The release paved the way for the label to move forward and the punk band This Time Next Year had a big release in 2007.
"They were a pop-punk band from the Bay Area of California, and I knew them from their previous bands," he says. "I didn't jump at the idea of putting out their album. We put it out a seven-song EP and the guys moved up quickly to other labels. That was the first I had that went on to something bigger. It was cool to have a part in setting them up and watching them blossom."
In 2008, he took a break from the label and didn't release anything until 2011.
"I just needed to take some time off," he says. "In that short period of time, CD sales really fell off. I had always wanted to do vinyl going back to my exposure when I was young. I was friends with these guys in a band called Light Years. They wanted to do a record and I was thinking about bringing the label back. I realized that putting out vinyl was more expensive. Being more financially stable, I knew I could afford to do vinyl. And I decided to do only vinyl."
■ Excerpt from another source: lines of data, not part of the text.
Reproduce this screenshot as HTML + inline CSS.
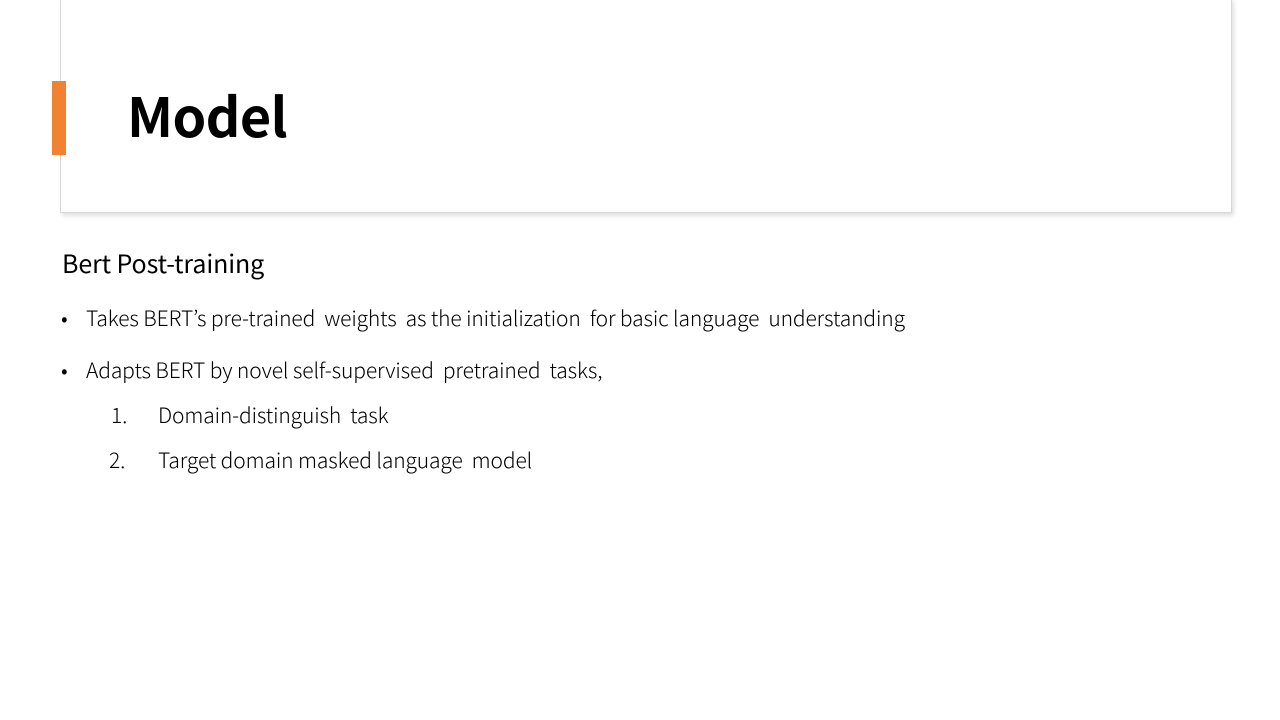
<!DOCTYPE html>
<html><head><meta charset="utf-8"><style>
body{margin:0;width:1280px;height:720px;background:#fff;position:relative;overflow:hidden;font-family:"Liberation Sans","Noto Sans CJK KR",sans-serif;}
.box{position:absolute;left:60px;top:-2px;width:1170px;height:213px;border:1px solid #d8d8d8;box-shadow:2px 3px 4px rgba(0,0,0,0.12);background:#fff;}
.bar{position:absolute;left:52px;top:81px;width:14px;height:74px;background:#f08232;}
.t{position:absolute;white-space:pre;color:#000;font-family:"Noto Sans CJK KR","Noto Sans CJK JP",sans-serif;}
h1{position:absolute;left:127px;top:77px;margin:0;font-size:54px;font-weight:bold;line-height:74px;font-family:"Noto Sans CJK KR",sans-serif;letter-spacing:-0.6px;}
.b{font-size:21px;font-weight:300;line-height:30px;letter-spacing:-0.12px;}
</style></head><body>
<div class="box"></div><div class="bar"></div>
<h1>Model</h1>
<div class="t" style="left:62px;top:246px;font-size:25px;line-height:34px;letter-spacing:-0.1px;">Bert Post-training</div>
<div class="t b" style="left:61px;top:303px;">•</div>
<div class="t b" style="left:86px;top:303px;">Takes BERT’s pre-trained  weights  as the initialization  for basic language  understanding</div>
<div class="t b" style="left:61px;top:355px;">•</div>
<div class="t b" style="left:86px;top:355px;">Adapts BERT by novel self-supervised  pretrained  tasks,</div>
<div class="t b" style="left:111px;top:400px;">1.</div>
<div class="t b" style="left:158px;top:400px;">Domain-distinguish  task</div>
<div class="t b" style="left:109px;top:445px;">2.</div>
<div class="t b" style="left:158px;top:445px;">Target domain masked language  model</div>
</body></html>
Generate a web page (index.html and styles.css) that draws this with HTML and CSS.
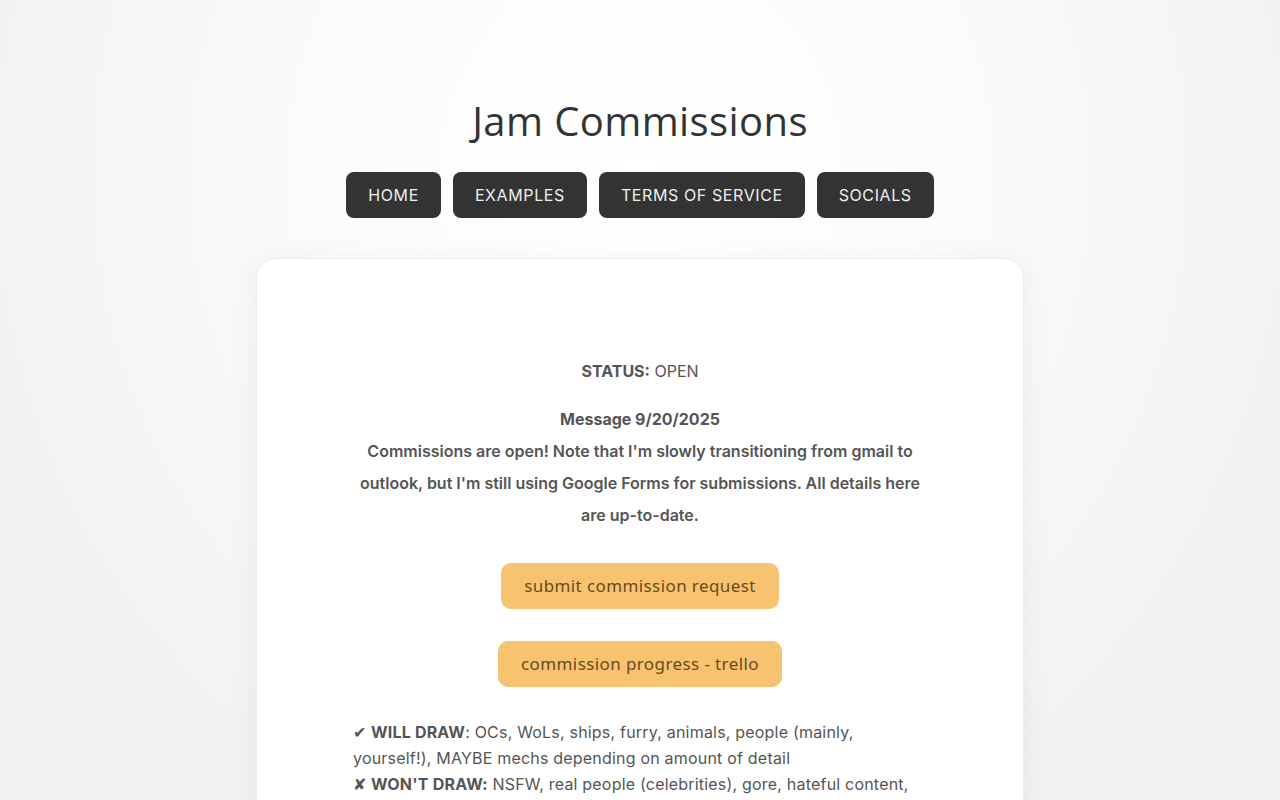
FILE: index.html
```html
<!DOCTYPE html>
<html lang="en">
<head>
    <meta charset="UTF-8">
    <meta name="viewport" content="width=device-width, initial-scale=1.0">
    <title>Jam Commissions</title>
    <link rel="stylesheet" href="styles.css">
</head>
<body>
    <header class="top">
        <h1 class="title">Jam Commissions</h1>
        <nav class="nav">
            <a class="nav-btn" href="#">HOME</a>
            <a class="nav-btn" href="#">EXAMPLES</a>
            <a class="nav-btn" href="#">TERMS OF SERVICE</a>
            <a class="nav-btn" href="#">SOCIALS</a>
        </nav>
    </header>

    <main class="card">
        <p class="status"><b>STATUS:</b> OPEN</p>

        <div class="message">
            <p class="message-title">Message 9/20/2025</p>
            <p>Commissions are open! Note that I'm slowly transitioning from gmail to outlook, but I'm still using Google Forms for submissions. All details here are up-to-date.</p>
        </div>

        <div class="links">
            <a class="link-btn" href="#">submit commission request</a>
            <a class="link-btn" href="#">commission progress - trello</a>
        </div>

        <div class="rules">
            <p>&#10004; <b>WILL DRAW</b>: OCs, WoLs, ships, furry, animals, people (mainly, yourself!), MAYBE mechs depending on amount of detail</p>
            <p>&#10008; <b>WON'T DRAW:</b> NSFW, real people (celebrities), gore, hateful content, heavy armor, complex backgrounds</p>
        </div>
    </main>
</body>
</html>
```

FILE: styles.css
```css
body {
    margin: 0;
    min-height: 100vh;
    background: radial-gradient(ellipse at 50% 20%, #ffffff 0%, #fbfbfb 35%, #f1f1f1 80%);
    font-family: Inter, "Noto Sans", sans-serif;
    color: #555;
}

.top {
    display: flex;
    flex-direction: column;
    align-items: center;
    padding-top: 96px;
}

.title {
    font-family: "Open Sans", sans-serif;
    font-size: 40px;
    font-weight: 500;
    color: #333;
    margin: 0;
    line-height: 50px;
    letter-spacing: 0.4px;
}

.nav {
    display: flex;
    gap: 12px;
    margin-top: 26px;
}

.nav-btn {
    display: block;
    background-color: #333;
    color: #eee;
    text-decoration: none;
    font-size: 16px;
    letter-spacing: 0.6px;
    line-height: 46px;
    padding: 0 22px;
    border-radius: 8px;
}

/* white card holding the page content */
.card {
    width: 574px;
    margin: 40px auto 0;
    padding: 96px 96px 40px;
    background-color: #fff;
    border: 1px solid #eee;
    border-radius: 20px;
    box-shadow: 0 4px 30px rgba(0, 0, 0, 0.06);
    text-align: center;
    font-size: 16px;
}

.card p {
    margin: 0;
}

.status {
    line-height: 32px;
}

.status b {
    font-weight: 700;
}

.message {
    margin-top: 16px;
    font-weight: 600;
    line-height: 32px;
}

.message-title {
    font-weight: 700;
}

.links {
    display: flex;
    flex-direction: column;
    align-items: center;
    gap: 32px;
    margin-top: 32px;
}

.link-btn {
    display: block;
    background-color: #f7c370;
    color: #6a4a1e;
    text-decoration: none;
    font-family: "Noto Sans", sans-serif;
    font-size: 17px;
    letter-spacing: 0.4px;
    line-height: 46px;
    padding: 0 23px;
    border-radius: 10px;
}

.rules {
    margin-top: 32px;
    text-align: left;
    line-height: 26px;
    letter-spacing: 0.2px;
}

.rules b {
    font-weight: 700;
}
```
He released a Light Years 7-inch and an LP by the Arizona hardcore band Territory. This year, he's already released an LP by local hardcore heroes Harvey Pekar and a 7-inch for the Massachusetts-based band Foxfires. The Harvey Pekar album has received generally favorable reviews.
"They're nostalgic for an earlier era in the late '90s and early 2000s," he says when asked what he likes about the band. "Back then, I was going to a show every day of the week. They were all amazing shows and they were packed with kids. I became friends with those kids and those kids are still my friends. Harvey Pekar's sound is rooted in mid-tempo hardcore but alludes to the punk and rock 'n' roll that was popularized in the early 2000s. They were going to those same shows that I was going to. Knowing those guys and their passions for art and comics and that kind of stuff and looking at their lyrics, it all makes sense."
Before the year's end, he'll release new albums from a band called Sweet Weapons and Winnipeg's Burn Your World. For the first-ever label showcase, he's lined up both local (Harvey Pekar, Two Hand Fools and My Mouth is the Speaker) and national acts (Foxfires, Go Deep, Gator King and Burn Your World).
"The bands play all different genres so it's fun to have a mixed bill because you don't see that kind of thing very often. I've never done a label showcase. I did some showcases when I worked at college radio. We would have punk and metal bands all on one bill and it was great. This is the first label showcase, and I'm really looking forward to it."